> [STATED EXERCISE] Can all of these lines be returned exactly?

═══ MATERIAL ═══

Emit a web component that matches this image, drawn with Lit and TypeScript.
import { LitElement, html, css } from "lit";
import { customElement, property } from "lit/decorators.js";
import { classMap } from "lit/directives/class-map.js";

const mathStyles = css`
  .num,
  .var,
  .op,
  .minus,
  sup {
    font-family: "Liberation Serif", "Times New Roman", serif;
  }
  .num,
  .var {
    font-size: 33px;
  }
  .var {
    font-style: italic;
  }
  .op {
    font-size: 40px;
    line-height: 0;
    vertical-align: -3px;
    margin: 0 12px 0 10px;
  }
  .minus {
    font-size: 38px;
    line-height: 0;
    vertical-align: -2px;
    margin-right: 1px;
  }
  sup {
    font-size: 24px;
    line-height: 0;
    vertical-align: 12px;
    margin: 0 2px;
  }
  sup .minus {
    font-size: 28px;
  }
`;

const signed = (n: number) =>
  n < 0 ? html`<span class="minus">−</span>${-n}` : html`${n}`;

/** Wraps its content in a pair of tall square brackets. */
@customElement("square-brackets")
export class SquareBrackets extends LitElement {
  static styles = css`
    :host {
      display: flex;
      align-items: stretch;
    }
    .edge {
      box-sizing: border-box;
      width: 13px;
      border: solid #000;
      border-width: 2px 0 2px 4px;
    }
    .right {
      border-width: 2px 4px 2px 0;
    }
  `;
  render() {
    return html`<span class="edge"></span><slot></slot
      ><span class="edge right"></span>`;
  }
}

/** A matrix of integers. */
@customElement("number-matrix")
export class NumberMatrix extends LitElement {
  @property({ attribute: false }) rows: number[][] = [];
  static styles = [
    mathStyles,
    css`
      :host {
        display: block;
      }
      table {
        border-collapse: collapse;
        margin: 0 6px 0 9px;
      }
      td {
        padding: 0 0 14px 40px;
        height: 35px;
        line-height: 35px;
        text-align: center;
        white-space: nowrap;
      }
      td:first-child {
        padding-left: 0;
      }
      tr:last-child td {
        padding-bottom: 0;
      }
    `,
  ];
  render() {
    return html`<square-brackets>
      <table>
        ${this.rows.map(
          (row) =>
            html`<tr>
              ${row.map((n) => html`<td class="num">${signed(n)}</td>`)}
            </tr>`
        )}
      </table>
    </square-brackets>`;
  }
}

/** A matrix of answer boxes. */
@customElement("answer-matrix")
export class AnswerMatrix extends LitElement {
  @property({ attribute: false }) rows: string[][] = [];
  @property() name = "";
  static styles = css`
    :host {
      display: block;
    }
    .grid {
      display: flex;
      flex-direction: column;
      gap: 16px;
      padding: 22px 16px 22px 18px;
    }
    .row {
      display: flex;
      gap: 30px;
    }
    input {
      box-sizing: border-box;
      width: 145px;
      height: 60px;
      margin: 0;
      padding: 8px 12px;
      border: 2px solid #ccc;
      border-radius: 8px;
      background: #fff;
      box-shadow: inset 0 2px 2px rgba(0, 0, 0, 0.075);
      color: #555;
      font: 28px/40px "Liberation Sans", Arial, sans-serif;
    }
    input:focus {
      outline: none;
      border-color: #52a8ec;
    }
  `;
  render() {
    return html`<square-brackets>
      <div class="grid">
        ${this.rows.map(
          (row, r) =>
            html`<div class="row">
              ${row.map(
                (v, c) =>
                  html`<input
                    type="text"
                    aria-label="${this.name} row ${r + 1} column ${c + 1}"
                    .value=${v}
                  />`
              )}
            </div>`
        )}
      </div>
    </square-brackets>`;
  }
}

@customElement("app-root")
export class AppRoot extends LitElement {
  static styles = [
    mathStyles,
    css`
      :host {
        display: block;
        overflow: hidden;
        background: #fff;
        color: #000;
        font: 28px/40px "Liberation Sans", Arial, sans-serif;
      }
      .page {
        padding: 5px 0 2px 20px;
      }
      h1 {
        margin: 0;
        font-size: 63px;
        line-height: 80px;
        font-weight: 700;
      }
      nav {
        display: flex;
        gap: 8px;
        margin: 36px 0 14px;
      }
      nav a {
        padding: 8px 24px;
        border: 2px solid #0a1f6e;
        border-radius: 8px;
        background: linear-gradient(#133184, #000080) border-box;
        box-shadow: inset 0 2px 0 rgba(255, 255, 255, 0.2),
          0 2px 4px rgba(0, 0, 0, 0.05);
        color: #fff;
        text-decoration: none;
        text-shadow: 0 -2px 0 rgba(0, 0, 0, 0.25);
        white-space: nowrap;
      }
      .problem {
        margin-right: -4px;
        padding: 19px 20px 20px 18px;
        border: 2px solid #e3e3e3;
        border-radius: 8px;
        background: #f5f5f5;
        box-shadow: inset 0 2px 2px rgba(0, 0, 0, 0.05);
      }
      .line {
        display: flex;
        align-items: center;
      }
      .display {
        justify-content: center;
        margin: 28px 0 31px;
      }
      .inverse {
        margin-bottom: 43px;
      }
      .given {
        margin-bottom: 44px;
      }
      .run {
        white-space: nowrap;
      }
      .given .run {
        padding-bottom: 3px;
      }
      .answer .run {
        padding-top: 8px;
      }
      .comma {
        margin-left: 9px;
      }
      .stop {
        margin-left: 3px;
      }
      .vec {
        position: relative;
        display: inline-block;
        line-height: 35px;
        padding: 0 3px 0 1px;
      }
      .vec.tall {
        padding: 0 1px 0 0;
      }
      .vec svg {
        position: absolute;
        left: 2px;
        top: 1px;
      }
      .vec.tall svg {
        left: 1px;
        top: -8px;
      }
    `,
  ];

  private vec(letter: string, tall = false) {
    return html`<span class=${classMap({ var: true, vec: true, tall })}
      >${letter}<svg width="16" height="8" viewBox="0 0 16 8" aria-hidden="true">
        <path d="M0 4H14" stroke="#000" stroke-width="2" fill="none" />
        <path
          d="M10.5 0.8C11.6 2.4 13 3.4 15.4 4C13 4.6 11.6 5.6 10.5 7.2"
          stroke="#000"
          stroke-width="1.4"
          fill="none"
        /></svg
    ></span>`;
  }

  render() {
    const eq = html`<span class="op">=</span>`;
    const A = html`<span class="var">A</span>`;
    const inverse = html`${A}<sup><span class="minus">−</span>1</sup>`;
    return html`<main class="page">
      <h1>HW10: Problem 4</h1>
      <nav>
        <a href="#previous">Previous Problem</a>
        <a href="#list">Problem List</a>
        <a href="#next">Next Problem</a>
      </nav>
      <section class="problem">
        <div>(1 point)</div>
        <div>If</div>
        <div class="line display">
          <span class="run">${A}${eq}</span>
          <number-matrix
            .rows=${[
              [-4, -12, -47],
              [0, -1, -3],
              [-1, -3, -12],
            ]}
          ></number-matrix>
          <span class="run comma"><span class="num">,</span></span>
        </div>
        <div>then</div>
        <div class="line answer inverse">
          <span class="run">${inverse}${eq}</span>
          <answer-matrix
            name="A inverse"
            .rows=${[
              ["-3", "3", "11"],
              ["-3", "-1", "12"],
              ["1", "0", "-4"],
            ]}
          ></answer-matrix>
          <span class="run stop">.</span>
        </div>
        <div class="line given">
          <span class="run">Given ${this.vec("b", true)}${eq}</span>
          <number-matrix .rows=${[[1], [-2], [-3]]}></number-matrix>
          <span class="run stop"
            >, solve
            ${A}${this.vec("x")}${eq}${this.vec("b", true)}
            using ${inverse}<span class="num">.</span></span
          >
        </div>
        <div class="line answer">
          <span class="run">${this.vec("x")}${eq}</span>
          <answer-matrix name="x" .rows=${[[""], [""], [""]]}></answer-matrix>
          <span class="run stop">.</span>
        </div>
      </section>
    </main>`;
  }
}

═══

> [COMPLETED TASK]
Emit a web component that matches this image, drawn with Lit and TypeScript.
import { LitElement, html, css } from "lit";
import { customElement, property } from "lit/decorators.js";
import { classMap } from "lit/directives/class-map.js";

const mathStyles = css`
  .num,
  .var,
  .op,
  .minus,
  sup {
    font-family: "Liberation Serif", "Times New Roman", serif;
  }
  .num,
  .var {
    font-size: 33px;
  }
  .var {
    font-style: italic;
  }
  .op {
    font-size: 40px;
    line-height: 0;
    vertical-align: -3px;
    margin: 0 12px 0 10px;
  }
  .minus {
    font-size: 38px;
    line-height: 0;
    vertical-align: -2px;
    margin-right: 1px;
  }
  sup {
    font-size: 24px;
    line-height: 0;
    vertical-align: 12px;
    margin: 0 2px;
  }
  sup .minus {
    font-size: 28px;
  }
`;

const signed = (n: number) =>
  n < 0 ? html`<span class="minus">−</span>${-n}` : html`${n}`;

/** Wraps its content in a pair of tall square brackets. */
@customElement("square-brackets")
export class SquareBrackets extends LitElement {
  static styles = css`
    :host {
      display: flex;
      align-items: stretch;
    }
    .edge {
      box-sizing: border-box;
      width: 13px;
      border: solid #000;
      border-width: 2px 0 2px 4px;
    }
    .right {
      border-width: 2px 4px 2px 0;
    }
  `;
  render() {
    return html`<span class="edge"></span><slot></slot
      ><span class="edge right"></span>`;
  }
}

/** A matrix of integers. */
@customElement("number-matrix")
export class NumberMatrix extends LitElement {
  @property({ attribute: false }) rows: number[][] = [];
  static styles = [
    mathStyles,
    css`
      :host {
        display: block;
      }
      table {
        border-collapse: collapse;
        margin: 0 6px 0 9px;
      }
      td {
        padding: 0 0 14px 40px;
        height: 35px;
        line-height: 35px;
        text-align: center;
        white-space: nowrap;
      }
      td:first-child {
        padding-left: 0;
      }
      tr:last-child td {
        padding-bottom: 0;
      }
    `,
  ];
  render() {
    return html`<square-brackets>
      <table>
        ${this.rows.map(
          (row) =>
            html`<tr>
              ${row.map((n) => html`<td class="num">${signed(n)}</td>`)}
            </tr>`
        )}
      </table>
    </square-brackets>`;
  }
}

/** A matrix of answer boxes. */
@customElement("answer-matrix")
export class AnswerMatrix extends LitElement {
  @property({ attribute: false }) rows: string[][] = [];
  @property() name = "";
  static styles = css`
    :host {
      display: block;
    }
    .grid {
      display: flex;
      flex-direction: column;
      gap: 16px;
      padding: 22px 16px 22px 18px;
    }
    .row {
      display: flex;
      gap: 30px;
    }
    input {
      box-sizing: border-box;
      width: 145px;
      height: 60px;
      margin: 0;
      padding: 8px 12px;
      border: 2px solid #ccc;
      border-radius: 8px;
      background: #fff;
      box-shadow: inset 0 2px 2px rgba(0, 0, 0, 0.075);
      color: #555;
      font: 28px/40px "Liberation Sans", Arial, sans-serif;
    }
    input:focus {
      outline: none;
      border-color: #52a8ec;
    }
  `;
  render() {
    return html`<square-brackets>
      <div class="grid">
        ${this.rows.map(
          (row, r) =>
            html`<div class="row">
              ${row.map(
                (v, c) =>
                  html`<input
                    type="text"
                    aria-label="${this.name} row ${r + 1} column ${c + 1}"
                    .value=${v}
                  />`
              )}
            </div>`
        )}
      </div>
    </square-brackets>`;
  }
}

@customElement("app-root")
export class AppRoot extends LitElement {
  static styles = [
    mathStyles,
    css`
      :host {
        display: block;
        overflow: hidden;
        background: #fff;
        color: #000;
        font: 28px/40px "Liberation Sans", Arial, sans-serif;
      }
      .page {
        padding: 5px 0 2px 20px;
      }
      h1 {
        margin: 0;
        font-size: 63px;
        line-height: 80px;
        font-weight: 700;
      }
      nav {
        display: flex;
        gap: 8px;
        margin: 36px 0 14px;
      }
      nav a {
        padding: 8px 24px;
        border: 2px solid #0a1f6e;
        border-radius: 8px;
        background: linear-gradient(#133184, #000080) border-box;
        box-shadow: inset 0 2px 0 rgba(255, 255, 255, 0.2),
          0 2px 4px rgba(0, 0, 0, 0.05);
        color: #fff;
        text-decoration: none;
        text-shadow: 0 -2px 0 rgba(0, 0, 0, 0.25);
        white-space: nowrap;
      }
      .problem {
        margin-right: -4px;
        padding: 19px 20px 20px 18px;
        border: 2px solid #e3e3e3;
        border-radius: 8px;
        background: #f5f5f5;
        box-shadow: inset 0 2px 2px rgba(0, 0, 0, 0.05);
      }
      .line {
        display: flex;
        align-items: center;
      }
      .display {
        justify-content: center;
        margin: 28px 0 31px;
      }
      .inverse {
        margin-bottom: 43px;
      }
      .given {
        margin-bottom: 44px;
      }
      .run {
        white-space: nowrap;
      }
      .given .run {
        padding-bottom: 3px;
      }
      .answer .run {
        padding-top: 8px;
      }
      .comma {
        margin-left: 9px;
      }
      .stop {
        margin-left: 3px;
      }
      .vec {
        position: relative;
        display: inline-block;
        line-height: 35px;
        padding: 0 3px 0 1px;
      }
      .vec.tall {
        padding: 0 1px 0 0;
      }
      .vec svg {
        position: absolute;
        left: 2px;
        top: 1px;
      }
      .vec.tall svg {
        left: 1px;
        top: -8px;
      }
    `,
  ];

  private vec(letter: string, tall = false) {
    return html`<span class=${classMap({ var: true, vec: true, tall })}
      >${letter}<svg width="16" height="8" viewBox="0 0 16 8" aria-hidden="true">
        <path d="M0 4H14" stroke="#000" stroke-width="2" fill="none" />
        <path
          d="M10.5 0.8C11.6 2.4 13 3.4 15.4 4C13 4.6 11.6 5.6 10.5 7.2"
          stroke="#000"
          stroke-width="1.4"
          fill="none"
        /></svg
    ></span>`;
  }

  render() {
    const eq = html`<span class="op">=</span>`;
    const A = html`<span class="var">A</span>`;
    const inverse = html`${A}<sup><span class="minus">−</span>1</sup>`;
    return html`<main class="page">
      <h1>HW10: Problem 4</h1>
      <nav>
        <a href="#previous">Previous Problem</a>
        <a href="#list">Problem List</a>
        <a href="#next">Next Problem</a>
      </nav>
      <section class="problem">
        <div>(1 point)</div>
        <div>If</div>
        <div class="line display">
          <span class="run">${A}${eq}</span>
          <number-matrix
            .rows=${[
              [-4, -12, -47],
              [0, -1, -3],
              [-1, -3, -12],
            ]}
          ></number-matrix>
          <span class="run comma"><span class="num">,</span></span>
        </div>
        <div>then</div>
        <div class="line answer inverse">
          <span class="run">${inverse}${eq}</span>
          <answer-matrix
            name="A inverse"
            .rows=${[
              ["-3", "3", "11"],
              ["-3", "-1", "12"],
              ["1", "0", "-4"],
            ]}
          ></answer-matrix>
          <span class="run stop">.</span>
        </div>
        <div class="line given">
          <span class="run">Given ${this.vec("b", true)}${eq}</span>
          <number-matrix .rows=${[[1], [-2], [-3]]}></number-matrix>
          <span class="run stop"
            >, solve
            ${A}${this.vec("x")}${eq}${this.vec("b", true)}
            using ${inverse}<span class="num">.</span></span
          >
        </div>
        <div class="line answer">
          <span class="run">${this.vec("x")}${eq}</span>
          <answer-matrix name="x" .rows=${[[""], [""], [""]]}></answer-matrix>
          <span class="run stop">.</span>
        </div>
      </section>
    </main>`;
  }
}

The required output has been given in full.